* [Task objective]: Output the data word for word, dropping every image.

* [Data section]:
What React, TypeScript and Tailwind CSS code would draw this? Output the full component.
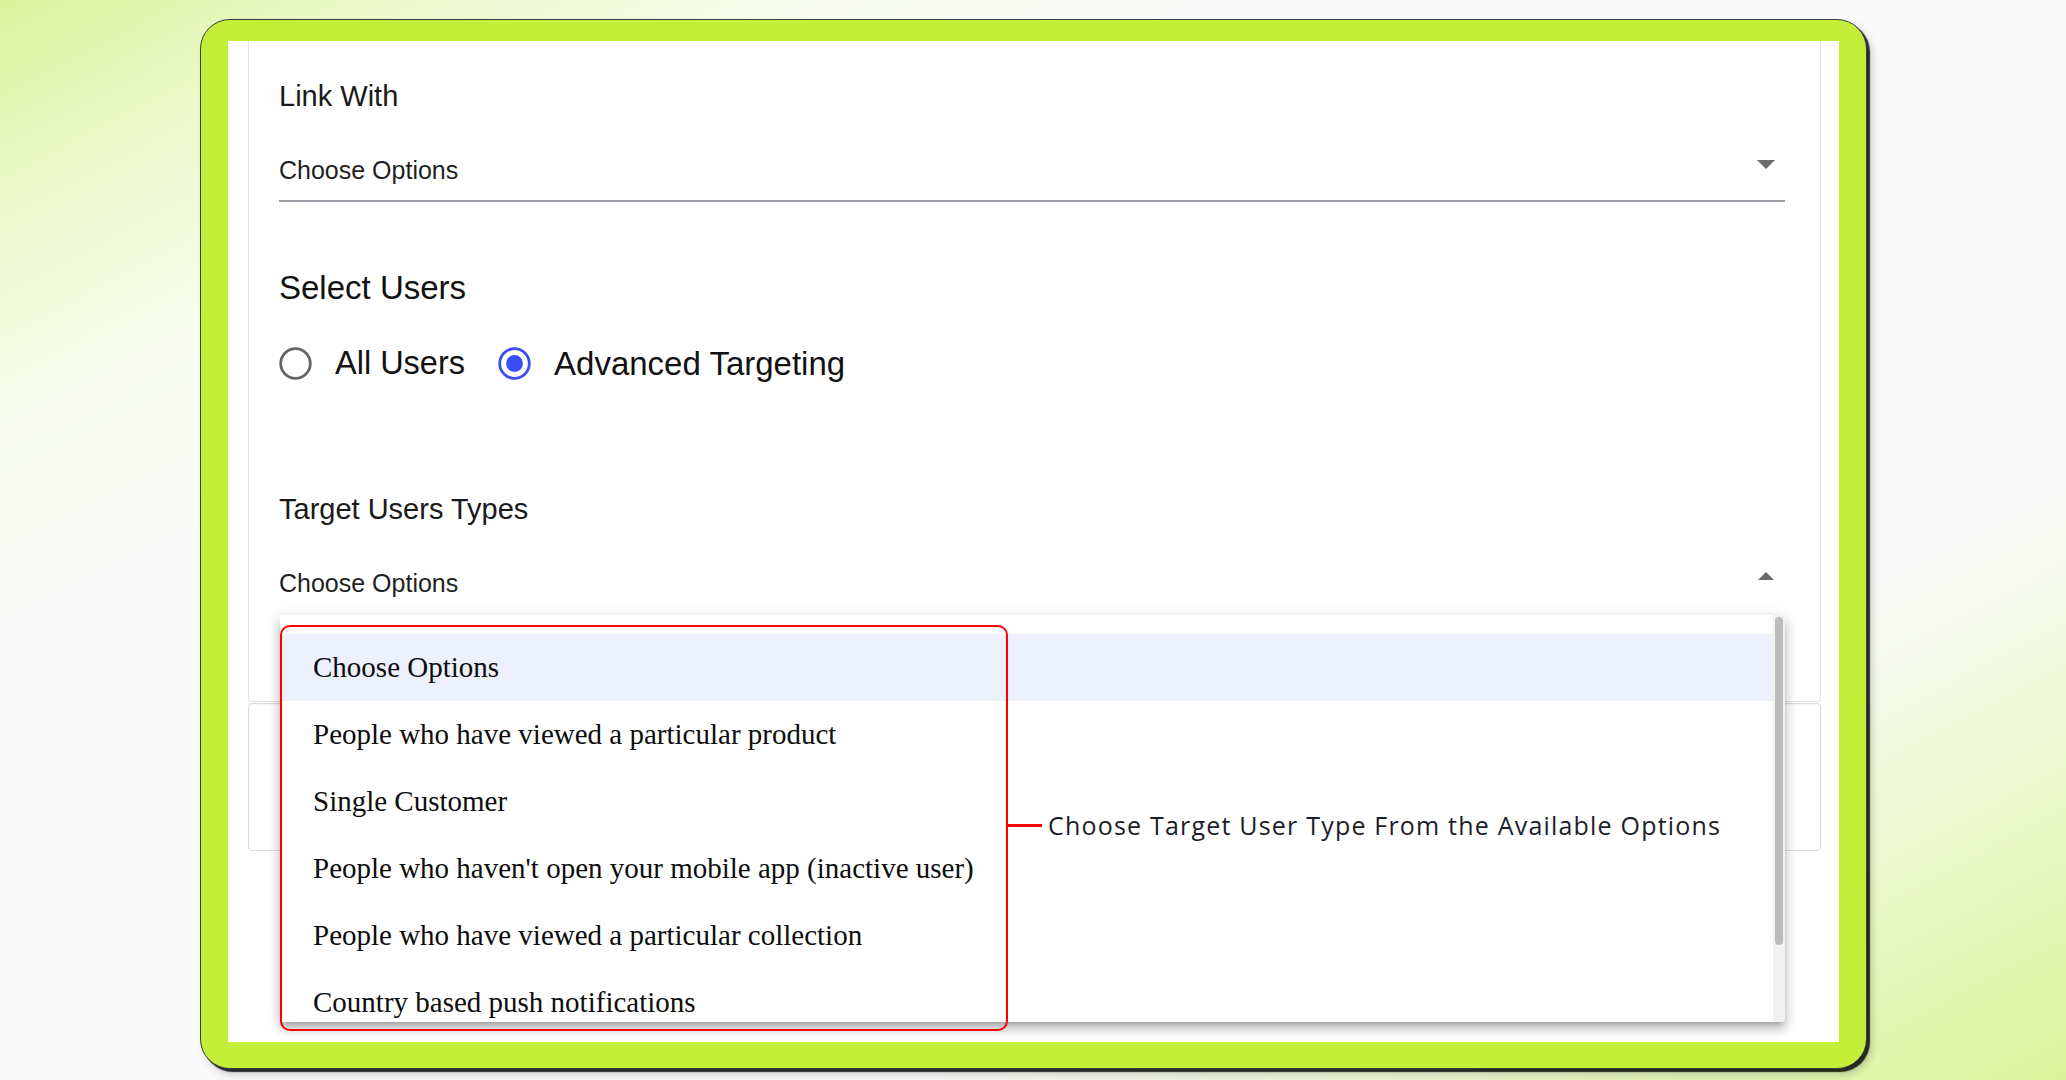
const TARGET_OPTIONS = [
  "Choose Options",
  "People who have viewed a particular product",
  "Single Customer",
  "People who haven't open your mobile app (inactive user)",
  "People who have viewed a particular collection",
  "Country based push notifications",
];

const ArrowDown = () => (
  <svg width="18" height="9" viewBox="0 0 18 9" className="mr-[10px] mt-[2px] shrink-0">
    <polygon points="0,0 18,0 9,9" fill="#6b6b6b" />
  </svg>
);

const ArrowUp = () => (
  <svg width="16" height="8" viewBox="0 0 16 8" className="mr-[11px] mt-[1px] shrink-0">
    <polygon points="0,8 16,8 8,0" fill="#6b6b6b" />
  </svg>
);

const RadioIcon = ({ checked }: { checked: boolean }) => (
  <svg width="33" height="33" viewBox="0 0 33 33" className="shrink-0">
    <circle
      cx="16.5"
      cy="16.5"
      r="14.8"
      fill="none"
      stroke={checked ? "#3b4ef5" : "#666666"}
      strokeWidth="2.8"
    />
    {checked && <circle cx="16.5" cy="16.5" r="8.4" fill="#3b4ef5" />}
  </svg>
);

type SelectRowProps = {
  open?: boolean;
  underline?: boolean;
};

const SelectRow = ({ open, underline }: SelectRowProps) => (
  <div
    className={`flex items-start justify-between ${
      underline ? "border-b-2 border-[#9d9da6] pb-[17px]" : ""
    }`}
  >
    <span className="text-[25px] leading-none text-[#1f1f1f]">Choose Options</span>
    {open ? <ArrowUp /> : <ArrowDown />}
  </div>
);

export default function App() {
  return (
    <div className="h-[1080px] w-full overflow-hidden bg-[linear-gradient(to_bottom_right,#d9f49b_0%,#ebf8c8_9%,#f8fcee_20%,#fafafa_30%,#fafafa_72%,#f0f9d9_82%,#dbf49a_100%)] pl-[200px] pt-[19px] font-['Liberation_Sans',Arial,sans-serif]">
      <div className="flex h-[1050px] w-[1667px] flex-col rounded-[30px] border border-[#3a3a3a] bg-[#c3ef3b] pb-[26px] pl-[27px] pr-[27px] pt-[21px] shadow-[3px_3px_1px_rgba(0,0,0,0.8),5px_6px_8px_rgba(0,0,0,0.18)]">
        <div className="relative flex-1 overflow-hidden bg-white">
          {/* form card */}
          <div className="ml-[20px] mr-[18px] h-[661px] rounded-b-[4px] border-x border-b border-[#e4e4e4] pl-[30px] pr-[35px] pt-[41px]">
            <div className="h-[29px] text-[29px] leading-none text-[#1a1a1a]">Link With</div>

            <div className="mt-[47px]">
              <SelectRow underline />
            </div>

            <div className="mt-[69px] h-[33px] text-[33px] leading-none text-[#111]">Select Users</div>

            <div className="mt-[43px] flex h-[33px] items-center">
              <RadioIcon checked={false} />
              <span className="ml-[23px] text-[32.5px] leading-none text-[#111]">All Users</span>
              <div className="ml-[33px]">
                <RadioIcon checked />
              </div>
              <span className="ml-[23px] text-[33px] leading-none text-[#111]">Advanced Targeting</span>
            </div>

            <div className="mt-[115px] h-[29px] text-[29px] leading-none text-[#1a1a1a]">
              Target Users Types
            </div>

            <div className="mt-[47px]">
              <SelectRow open />
            </div>
          </div>

          <div className="ml-[20px] mr-[18px] mt-[1px] h-[148px] rounded-[4px] border border-[#dcdcdc] shadow-[inset_0_1px_2px_rgba(0,0,0,0.04)]" />

          {/* open dropdown menu */}
          <div className="absolute left-[52px] top-[574px] flex h-[407px] w-[1505px] overflow-hidden rounded-[4px] bg-white shadow-[0_5px_5px_-3px_rgba(0,0,0,0.2),0_8px_10px_1px_rgba(0,0,0,0.14),0_3px_14px_2px_rgba(0,0,0,0.12)]">
            <ul className="flex-1 pt-[19px] font-['Liberation_Serif','Times_New_Roman',serif] text-[29px] text-[#0d0d0d]">
              {TARGET_OPTIONS.map((option, i) => (
                <li
                  key={option}
                  className={`h-[67px] whitespace-nowrap pl-[33px] leading-[67px] ${
                    i === 0 ? "bg-[#edf0fd]" : ""
                  }`}
                >
                  {option}
                </li>
              ))}
            </ul>
            <div className="flex w-[12px] flex-col bg-[#f1f1f1] px-[2px] pt-[2px]">
              <div className="h-[328px] rounded-full bg-[#bdbdbd]" />
            </div>
          </div>

          {/* annotation */}
          <div className="absolute left-[52px] top-[584px] h-[406px] w-[728px] rounded-[10px] border-2 border-[#ff0000]" />
          <div className="absolute left-[780px] top-[764px] flex h-[40px] items-center">
            <div className="h-[3px] w-[34px] bg-[#ff0000]" />
            <span className="ml-[6px] whitespace-nowrap font-['Open_Sans',sans-serif] text-[25px] leading-none tracking-[1.2px] text-[#1b1e28]">
              Choose Target User Type From the Available Options
            </span>
          </div>
        </div>
      </div>
    </div>
  );
}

* [Solution for this task]:
What React, TypeScript and Tailwind CSS code would draw this? Output the full component.
const TARGET_OPTIONS = [
  "Choose Options",
  "People who have viewed a particular product",
  "Single Customer",
  "People who haven't open your mobile app (inactive user)",
  "People who have viewed a particular collection",
  "Country based push notifications",
];

const ArrowDown = () => (
  <svg width="18" height="9" viewBox="0 0 18 9" className="mr-[10px] mt-[2px] shrink-0">
    <polygon points="0,0 18,0 9,9" fill="#6b6b6b" />
  </svg>
);

const ArrowUp = () => (
  <svg width="16" height="8" viewBox="0 0 16 8" className="mr-[11px] mt-[1px] shrink-0">
    <polygon points="0,8 16,8 8,0" fill="#6b6b6b" />
  </svg>
);

const RadioIcon = ({ checked }: { checked: boolean }) => (
  <svg width="33" height="33" viewBox="0 0 33 33" className="shrink-0">
    <circle
      cx="16.5"
      cy="16.5"
      r="14.8"
      fill="none"
      stroke={checked ? "#3b4ef5" : "#666666"}
      strokeWidth="2.8"
    />
    {checked && <circle cx="16.5" cy="16.5" r="8.4" fill="#3b4ef5" />}
  </svg>
);

type SelectRowProps = {
  open?: boolean;
  underline?: boolean;
};

const SelectRow = ({ open, underline }: SelectRowProps) => (
  <div
    className={`flex items-start justify-between ${
      underline ? "border-b-2 border-[#9d9da6] pb-[17px]" : ""
    }`}
  >
    <span className="text-[25px] leading-none text-[#1f1f1f]">Choose Options</span>
    {open ? <ArrowUp /> : <ArrowDown />}
  </div>
);

export default function App() {
  return (
    <div className="h-[1080px] w-full overflow-hidden bg-[linear-gradient(to_bottom_right,#d9f49b_0%,#ebf8c8_9%,#f8fcee_20%,#fafafa_30%,#fafafa_72%,#f0f9d9_82%,#dbf49a_100%)] pl-[200px] pt-[19px] font-['Liberation_Sans',Arial,sans-serif]">
      <div className="flex h-[1050px] w-[1667px] flex-col rounded-[30px] border border-[#3a3a3a] bg-[#c3ef3b] pb-[26px] pl-[27px] pr-[27px] pt-[21px] shadow-[3px_3px_1px_rgba(0,0,0,0.8),5px_6px_8px_rgba(0,0,0,0.18)]">
        <div className="relative flex-1 overflow-hidden bg-white">
          {/* form card */}
          <div className="ml-[20px] mr-[18px] h-[661px] rounded-b-[4px] border-x border-b border-[#e4e4e4] pl-[30px] pr-[35px] pt-[41px]">
            <div className="h-[29px] text-[29px] leading-none text-[#1a1a1a]">Link With</div>

            <div className="mt-[47px]">
              <SelectRow underline />
            </div>

            <div className="mt-[69px] h-[33px] text-[33px] leading-none text-[#111]">Select Users</div>

            <div className="mt-[43px] flex h-[33px] items-center">
              <RadioIcon checked={false} />
              <span className="ml-[23px] text-[32.5px] leading-none text-[#111]">All Users</span>
              <div className="ml-[33px]">
                <RadioIcon checked />
              </div>
              <span className="ml-[23px] text-[33px] leading-none text-[#111]">Advanced Targeting</span>
            </div>

            <div className="mt-[115px] h-[29px] text-[29px] leading-none text-[#1a1a1a]">
              Target Users Types
            </div>

            <div className="mt-[47px]">
              <SelectRow open />
            </div>
          </div>

          <div className="ml-[20px] mr-[18px] mt-[1px] h-[148px] rounded-[4px] border border-[#dcdcdc] shadow-[inset_0_1px_2px_rgba(0,0,0,0.04)]" />

          {/* open dropdown menu */}
          <div className="absolute left-[52px] top-[574px] flex h-[407px] w-[1505px] overflow-hidden rounded-[4px] bg-white shadow-[0_5px_5px_-3px_rgba(0,0,0,0.2),0_8px_10px_1px_rgba(0,0,0,0.14),0_3px_14px_2px_rgba(0,0,0,0.12)]">
            <ul className="flex-1 pt-[19px] font-['Liberation_Serif','Times_New_Roman',serif] text-[29px] text-[#0d0d0d]">
              {TARGET_OPTIONS.map((option, i) => (
                <li
                  key={option}
                  className={`h-[67px] whitespace-nowrap pl-[33px] leading-[67px] ${
                    i === 0 ? "bg-[#edf0fd]" : ""
                  }`}
                >
                  {option}
                </li>
              ))}
            </ul>
            <div className="flex w-[12px] flex-col bg-[#f1f1f1] px-[2px] pt-[2px]">
              <div className="h-[328px] rounded-full bg-[#bdbdbd]" />
            </div>
          </div>

          {/* annotation */}
          <div className="absolute left-[52px] top-[584px] h-[406px] w-[728px] rounded-[10px] border-2 border-[#ff0000]" />
          <div className="absolute left-[780px] top-[764px] flex h-[40px] items-center">
            <div className="h-[3px] w-[34px] bg-[#ff0000]" />
            <span className="ml-[6px] whitespace-nowrap font-['Open_Sans',sans-serif] text-[25px] leading-none tracking-[1.2px] text-[#1b1e28]">
              Choose Target User Type From the Available Options
            </span>
          </div>
        </div>
      </div>
    </div>
  );
}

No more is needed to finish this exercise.